Stocks are “see-sawing” again today as investors digest unemployment data and a new batch of Covid-19 hospitalizations.
Coming off Tuesday’s surge, the market fell slightly on Wednesday and opened lower this morning. The major indexes then turned positive just before noon, and now, the Dow (-0.10%) and S&P (-0.10%) are flat on the day. The Nasdaq Composite (+0.40%), meanwhile, is trading at a small gain.
U.S. weekly jobless claims – clocking in at 1.508 million – surpassed the consensus estimate of 1.3 million last week, giving investors pause. It’s an especially disappointing “beat” after a stunning May jobs report, released back on June 5th, sent bulls into overdrive.
“While initial claims have now fallen for the 11th straight week after the late March spike, this past week saw the slowest pace of decline on a percentage basis since early April so we’ll see if this is where it settles out for now,” Peter Boockvar, chief investment officer at Bleakley Advisory Group, said.
Also intensifying market uncertainty is the much-feared Covid-19 resurgence. 23 U.S. states are experiencing rising case numbers. According to scientists at the Children’s Hospital of Philadelphia and the University of Pennsylvania, Florida has “all the markings of the next large epicenter of coronavirus transmission.”
Dr. Jeanne Marrazzo, director of the division of infectious diseases at the University of Alabama at Birmingham, said “the potential for the virus to take off there is very, very nerve-racking and could have catastrophic consequences” due to the number of seniors living in Florida and an abundance of retirement communities.
Still, the market’s not completely cratering like it would have in months past. Investors – and Americans, in general – seem to have become desensitized to the coronavirus.
Or, they’re starting to figure out that Covid-19 isn’t nearly as big of a deal as the governments and scientists of the world once believed.
Worldometers.info, a population data tracking website, now estimates a coronavirus mortality rate of 1.4% based on antibody tests conducted in New York. When the outbreak began in China, the World Health Organization estimated a 3.4% mortality rate.
Analysts have since learned that the WHO’s initial ratio was likely way too high.
Even a 1.4% mortality rate, however, is still orders of magnitude worse than the seasonal flu, which kills about 0.1% of those infected.

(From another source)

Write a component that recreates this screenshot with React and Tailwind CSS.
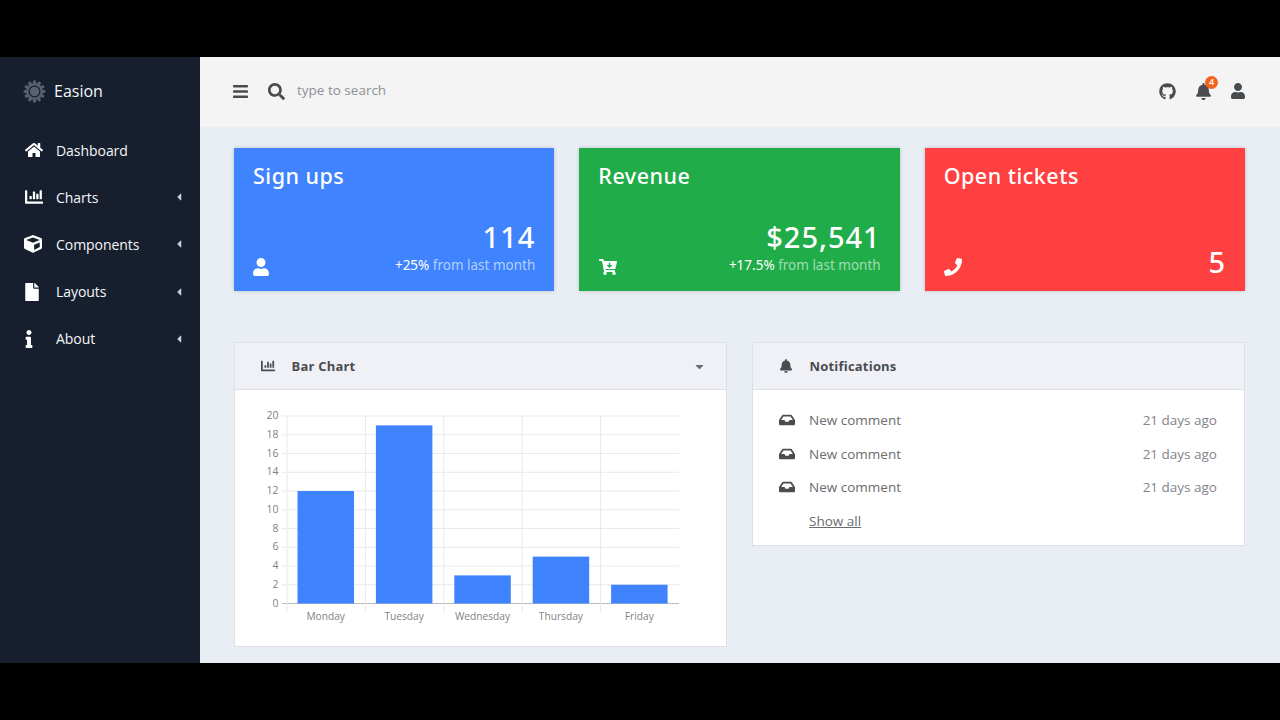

The problem is that assessing the true number of Covid-19 deaths is nearly impossible. Anyone who dies while infected with the coronavirus gets added to the tally, regardless of whether the disease directly caused the death or not. If someone dies from a heart attack, but tests positive for Covid-19 post-mortem, there’s a high chance that the death will be deemed coronavirus-related in official reports.
That, along with unreported Covid-19 infections, makes pinning down the disease’s real mortality very difficult.
Confusing matters even more is the idea that increased testing has lead to an increase in confirmed cases. Residents in areas like Florida, Texas, and Arizona weren’t getting tested with the same frequency as California and New York.
Now, they are, and we’re learning that more people have been infected with Covid-19, which shouldn’t come as a surprise with ramped-up testing efforts. Instead, focusing on hospitalizations, which are also up, could be more important.
Anyone who’s sick enough will go to the hospital if they have the means to do so. In Arizona and Florida, they’re starting to get low on available beds.
However, much of this has to do with hospitals working at reduced capacity across the country. If need be, almost every state (Florida and Arizona included) can cover a surprise surge in cases.
Still, investors are closely monitoring the evolving coronavirus landscape, ready to sell should a “second wave” outbreak emerge. The better strategy could be to simply follow the market’s price action, not raw Covid-19 infection data, and make investment decisions based upon shifts in momentum.
Over the last few weeks, “buying (or selling) the news” has been an exhausting endeavor for traders. Leaving it up to the market, irrational as it may be at times, has proven far less stressful.
And, most of the time, far more successful as well.